How to Use This Calculator for Learning, Not Just Checking
A calculator is most powerful when it supports reasoning. Use a simple routine:
- Predict first: Will the result be larger or smaller than the whole number?
- Compute manually using W × n.
- Use the calculator to verify.
- Read the explanation and compare to your steps.
- Use the chart to discuss scale and why the quotient grows.
This approach improves retention, helps students explain their thinking, and reduces blind button pressing. In tutoring, this sequence is effective because learners get immediate feedback while still doing cognitive work.
Instructional Strategies for Teachers and Parents
- Use visual models such as number lines and area models before symbolic methods.
- Connect vocabulary carefully: dividend, divisor, quotient, unit fraction, reciprocal.
- Start with concrete contexts such as measuring cups and then generalize.
- Practice families of examples: 3 ÷ 1/2, 3 ÷ 1/3, 3 ÷ 1/4, 3 ÷ 1/5.
- Ask explanation prompts: “How many one-fifths are in 2 wholes?”
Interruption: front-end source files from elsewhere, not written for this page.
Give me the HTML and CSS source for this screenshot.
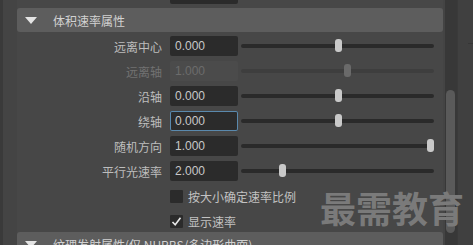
FILE: index.html
```html
<!DOCTYPE html>
<html lang="zh-CN">
<head>
  <meta charset="UTF-8" />
  <title>体积速率属性</title>
  <link rel="stylesheet" href="styles.css">
</head>
<body>
  <div class="app">
    <div class="edge"></div>
    <div class="gutter"></div>

    <div class="main">
      <!-- 上一组的尾部 -->
      <div class="prev"><div class="prev-field"></div></div>

      <section class="group">
        <div class="group-head"><span class="caret"></span>体积速率属性</div>
        <div class="group-body">
          <div class="row">
            <label>远离中心</label>
            <div class="field">0.000</div>
            <div class="slider"><span class="knob" style="left: 94px"></span></div>
          </div>
          <div class="row disabled">
            <label>远离轴</label>
            <div class="field">1.000</div>
            <div class="slider"><span class="knob" style="left: 103px"></span></div>
          </div>
          <div class="row">
            <label>沿轴</label>
            <div class="field">0.000</div>
            <div class="slider"><span class="knob" style="left: 94px"></span></div>
          </div>
          <div class="row">
            <label>绕轴</label>
            <div class="field focus">0.000</div>
            <div class="slider"><span class="knob" style="left: 94px"></span></div>
          </div>
          <div class="row">
            <label>随机方向</label>
            <div class="field">1.000</div>
            <div class="slider"><span class="knob" style="left: 186px"></span></div>
          </div>
          <div class="row">
            <label>平行光速率</label>
            <div class="field">2.000</div>
            <div class="slider"><span class="knob" style="left: 38px"></span></div>
          </div>
          <div class="row check-row">
            <label></label>
            <div class="check"><span class="box"></span>按大小确定速率比例</div>
          </div>
          <div class="row check-row">
            <label></label>
            <div class="check">
              <span class="box">
                <svg width="11" height="11" viewBox="0 0 11 11"><polyline points="1.5,6 4.2,8.8 9.5,1.8" fill="none" stroke="#e8e8e8" stroke-width="1.6"/></svg>
              </span>显示速率
            </div>
          </div>
        </div>
      </section>

      <section class="group">
        <div class="group-head"><span class="caret"></span>纹理发射属性(仅 NURBS/多边形曲面)</div>
      </section>
    </div>

    <div class="scroll"><div class="thumb"></div></div>
    <div class="side"><div class="side-mark"></div></div>

    <div class="watermark">最需教育</div>
  </div>
</body>
</html>
```

FILE: styles.css
```css
:root {
  --bg: #444444;
  --panel: #474747;
  --head: #5d5d5d;
  --field: #2b2b2b;
  --text: #bdbdbd;
  --muted: #727272;
}

html, body {
  margin: 0;
  padding: 0;
  height: 100%;
  overflow: hidden;
  background: var(--bg);
  font-family: "Noto Sans CJK SC", "Liberation Sans", sans-serif;
  font-size: 12px;
  color: var(--text);
}

.app {
  position: relative;
  display: flex;
  height: 245px;
  width: 473px;
}

.edge {
  width: 3px;
  background: #3a3a3a;
}

.gutter {
  width: 14px;
  background: var(--bg);
}

.main {
  width: 426px;
  background: var(--panel);
  margin-right: 2px;
}

.prev {
  height: 8px;
}

.prev-field {
  margin-left: 153px;
  width: 68px;
  height: 4px;
  background: var(--field);
  border-radius: 0 0 2px 2px;
}

.group-head {
  display: flex;
  align-items: center;
  height: 24px;
  background: var(--head);
  border-radius: 3px;
  color: #d2d2d2;
  font-size: 12px;
  white-space: nowrap;
  overflow: hidden;
}

.caret {
  width: 0;
  height: 0;
  margin: 0 16px 0 8px;
  border-left: 6px solid transparent;
  border-right: 6px solid transparent;
  border-top: 7px solid #e4e4e4;
}

.group-body {
  display: flex;
  flex-direction: column;
  gap: 5px;
  padding: 4px 0 1px;
}

.row {
  display: flex;
  align-items: center;
  height: 20px;
}

.row label {
  width: 145px;
  padding-right: 8px;
  text-align: right;
  white-space: nowrap;
}

.field {
  width: 63px;
  height: 20px;
  line-height: 20px;
  padding-left: 5px;
  background: var(--field);
  border-radius: 2px;
  font-family: "Liberation Sans", sans-serif;
  font-size: 12px;
  color: #c8c8c8;
  box-sizing: content-box;
}

.field.focus {
  box-shadow: inset 0 0 0 1px #5a89ad;
}

.slider {
  position: relative;
  margin-left: 3px;
  width: 193px;
  height: 4px;
  background: #2a2a2a;
  border-radius: 2px;
}

.knob {
  position: absolute;
  top: -5px;
  width: 7px;
  height: 13px;
  background: #c9c9c9;
  border-radius: 3px;
}

.disabled label { color: var(--muted); }
.disabled .field { background: #4b4b4b; color: #6c6c6c; }
.disabled .slider { background: #3e3e3e; }
.disabled .knob { background: #6a6a6a; }

.check {
  display: flex;
  align-items: center;
  gap: 5px;
  white-space: nowrap;
  color: #c2c2c2;
}

.box {
  display: flex;
  align-items: center;
  justify-content: center;
  width: 13px;
  height: 13px;
  background: var(--field);
  border-radius: 1px;
}

.scroll {
  width: 12px;
  background: #383838;
  padding-top: 90px;
  box-sizing: border-box;
}

.thumb {
  margin-left: 1px;
  width: 9px;
  height: 143px;
  background: #5a5a5a;
  border-radius: 5px;
}

.side {
  flex: 1;
  background: #404040;
  border-left: 1px solid #3a3a3a;
}

.side-mark {
  margin-left: 10px;
  height: 43px;
  border-bottom: 1px solid #363636;
}

.watermark {
  position: absolute;
  left: 320px;
  top: 181px;
  font-size: 36px;
  font-weight: bold;
  color: #7a7a7a;
  white-space: nowrap;
}
```
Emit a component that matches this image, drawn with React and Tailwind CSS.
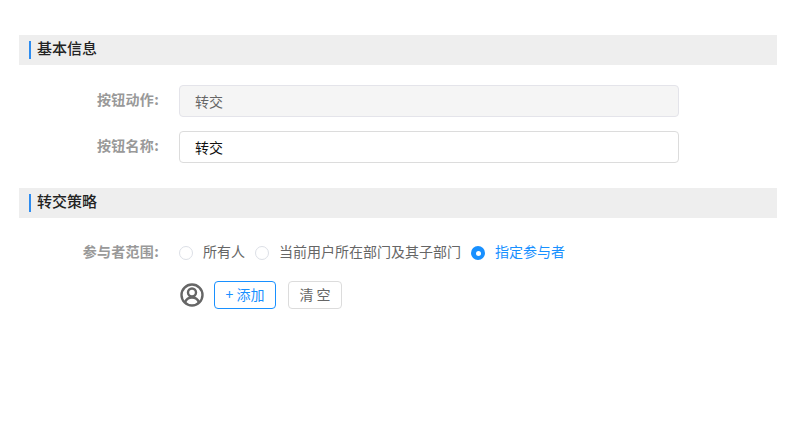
const fontStack = { fontFamily: '"Noto Sans CJK SC", "Liberation Sans", sans-serif' };

function SectionTitle({ title }) {
  return (
    <div className="flex h-[30px] items-center bg-[#eeeeee] pl-[10px]">
      <span className="h-[18px] w-[2px] bg-[#2d8cf0]" />
      <span className="ml-[6px] pb-[3px] text-[15px] font-medium text-[#222222]">{title}</span>
    </div>
  );
}

function FormRow({ label, children, className = '' }) {
  return (
    <div className={`flex items-center ${className}`}>
      <label className="w-[140px] pb-[5px] text-right text-sm font-bold leading-none tracking-[0.3px] text-[#999999]">{label}</label>
      <div className="ml-[20px]">{children}</div>
    </div>
  );
}

function Radio({ label, checked }) {
  return (
    <label className={`flex items-center text-sm ${checked ? 'text-[#1890ff]' : 'text-[#666666]'}`}>
      {checked ? (
        <span className="flex h-[14px] w-[14px] items-center justify-center rounded-full bg-[#1890ff]">
          <span className="h-[5px] w-[5px] rounded-full bg-white" />
        </span>
      ) : (
        <span className="h-[14px] w-[14px] rounded-full border border-[#dcdfe6] bg-white" />
      )}
      <span className="ml-[10px] pb-[4px]">{label}</span>
    </label>
  );
}

export default function App() {
  return (
    <div className="min-h-[423px] bg-white pt-[35px] pr-[16px] pl-[19px]" style={fontStack}>
      <SectionTitle title="基本信息" />

      <FormRow label="按钮动作:" className="mt-[20px]">
        <input
          disabled
          value="转交"
          readOnly
          className="h-[32px] w-[500px] rounded border border-[#e4e4ea] bg-[#f5f5f5] px-[15px] text-sm text-[#666666] outline-none"
        />
      </FormRow>
      <FormRow label="按钮名称:" className="mt-[14px]">
        <input
          value="转交"
          readOnly
          className="h-[32px] w-[500px] rounded border border-[#dcdcdc] bg-white px-[15px] text-sm text-[#111111] outline-none"
        />
      </FormRow>

      <div className="mt-[25px]">
        <SectionTitle title="转交策略" />
      </div>

      <FormRow label="参与者范围:" className="mt-[25px] h-[20px]">
        <div className="flex items-center gap-[10px]">
          <Radio label="所有人" />
          <Radio label="当前用户所在部门及其子部门" />
          <Radio label="指定参与者" checked />
        </div>
      </FormRow>

      <div className="mt-[18px] ml-[160px] flex items-center">
        <svg width="26" height="26" viewBox="0 0 26 26" fill="none" stroke="#666666" strokeWidth="2.4" className="-mt-[1px]">
          <circle cx="13" cy="13" r="10.5" />
          <circle cx="13" cy="10.5" r="4" />
          <path d="M6 20.5c1.2-3.4 3.8-5 7-5s5.800 1.600 7 5" />
        </svg>
        <button className="ml-[9px] h-[28px] w-[62px] rounded border border-[#1890ff] bg-white pb-[2px] text-sm text-[#1890ff]">
          + 添加
        </button>
        <button className="ml-[12px] h-[28px] w-[54px] rounded border border-[#dcdcdc] bg-white pb-[2px] text-sm text-[#666666]">
          清 空
        </button>
      </div>
    </div>
  );
}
- Use error analysis where students correct common wrong methods.
Frequently Asked Questions
Is dividing by 1/2 the same as multiplying by 2?
Yes. Any expression W ÷ 1/2 equals W × 2.
Can the result ever be non-integer?
For whole numbers divided by unit fractions, the result is an integer because W × n is always integer when W and n are integers.
What if my denominator is 1?
Then the unit fraction is 1/1, and dividing by 1 leaves the whole number unchanged.
What if the whole number is 0?
0 ÷ 1/n = 0 for any valid positive denominator n.
High Value Practice Set
- 4 ÷ 1/2 = 8
- 4 ÷ 1/5 = 20
- 9 ÷ 1/3 = 27
- 10 ÷ 1/4 = 40
- 12 ÷ 1/6 = 72
- 15 ÷ 1/3 = 45
- 20 ÷ 1/10 = 200
Authoritative References for Further Study
- The Nation’s Report Card, Mathematics 2022 Highlights (.gov)
- National Center for Education Statistics, NAEP Program (.gov)
- Institute of Education Sciences, What Works Clearinghouse (.ed.gov)
When you combine conceptual understanding with fast checking tools, fraction division becomes far more manageable. Keep practicing with varied denominators, explain your thinking out loud, and use this calculator as a reliable companion for classwork, homework, intervention, and exam preparation.